Most micropile underpinning projects are completed with the building in service. Low-headroom drill rigs operate in basements with as little as six feet of clearance, and drilled installation produces no damaging vibration, so adjacent rooms and historic finishes are unaffected. Work areas are isolated, dust-controlled, and cleaned at the end of each shift. Owners typically need to provide access to the work area, water, and electrical power for the drill rig and grout plant. Occupants in unaffected areas of the building generally continue normal use throughout the project.
In US practice, the canonical document is FHWA Geotechnical Engineering Circular No. 7 (NHI-05-039), the Micropile Design and Construction Reference Manual, which defines the Case 1 (direct structural support) versus Case 2 (in-situ reinforcement) classification and the Type A through D grouting methodology. AASHTO LRFD §10.9 governs deep-foundation design on bridge and transportation projects. International Building Code §1810 covers deep foundations on buildings, including capacity, installation, testing, and connection requirements. ACI 318 governs the reinforced concrete pile cap and grade beam design used for the structural pickup connection.

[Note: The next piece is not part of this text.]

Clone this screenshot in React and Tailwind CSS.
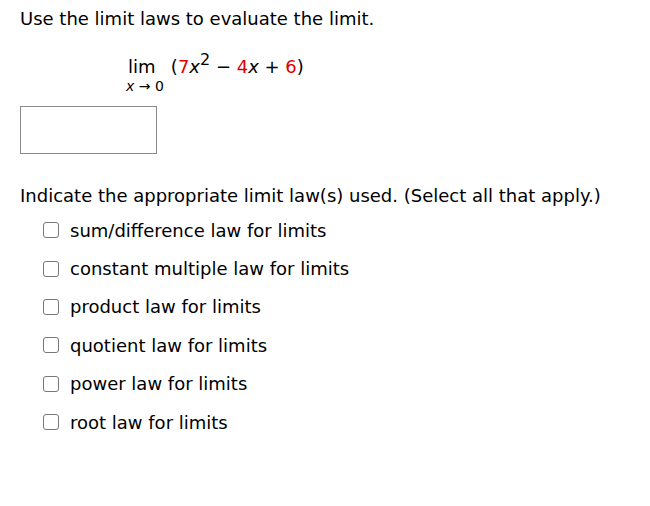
export default function App() {
  const laws = [
    'sum/difference law for limits',
    'constant multiple law for limits',
    'product law for limits',
    'quotient law for limits',
    'power law for limits',
    'root law for limits',
  ];

  return (
    <div className="min-h-[506px] w-[650px] bg-white pl-[20px] pt-[7px] text-[18px] text-black" style={{ fontFamily: '"DejaVu Sans", Verdana, sans-serif' }}>
      <p className="leading-[24px]">Use the limit laws to evaluate the limit.</p>

      {/* limit expression */}
      <div className="mt-[25px] ml-[106px] flex items-start">
        <div className="flex flex-col items-start">
          <span className="ml-[2px] leading-[22px]">lim</span>
          <span className="text-[14px] leading-[16px]"><i>x</i> → 0</span>
        </div>
        <span className="ml-[7px] leading-[22px]">
          (<span className="text-[#e00000]">7</span><i>x</i><span className="relative -top-[8px] text-[16px]">2</span> − <span className="text-[#e00000]">4</span><i>x</i> + <span className="text-[#e00000]">6</span>)
        </span>
      </div>

      <input type="text" className="mt-[12px] block h-[48px] w-[137px] border border-[#8a8a8a] outline-none" />

      <p className="mt-[30px] leading-[24px]">Indicate the appropriate limit law(s) used. (Select all that apply.)</p>

      <div className="mt-[3px] flex flex-col">
        {laws.map((law) => (
          <label key={law} className="flex h-[38.4px] items-center">
            <span className="ml-[23px] inline-block h-[16px] w-[16px] rounded-[3px] border border-[#777] bg-white" />
            <span className="ml-[11px]">{law}</span>
          </label>
        ))}
      </div>
    </div>
  );
}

Micropile underpinning is engineered as a permanent foundation system. Service life is set by corrosion protection of the steel reinforcement, the durability of the cement grout, and the integrity of the structural pickup connection, all of which are designed under FHWA NHI-05-039 and AASHTO LRFD provisions for the same design life as the supported structure. Permanent piles use double corrosion protection, encapsulation in grout plus epoxy or galvanized coating on the bar, where corrosive groundwater is identified. Periodic inspection of the foundation pickup connection is the only routine maintenance most projects require.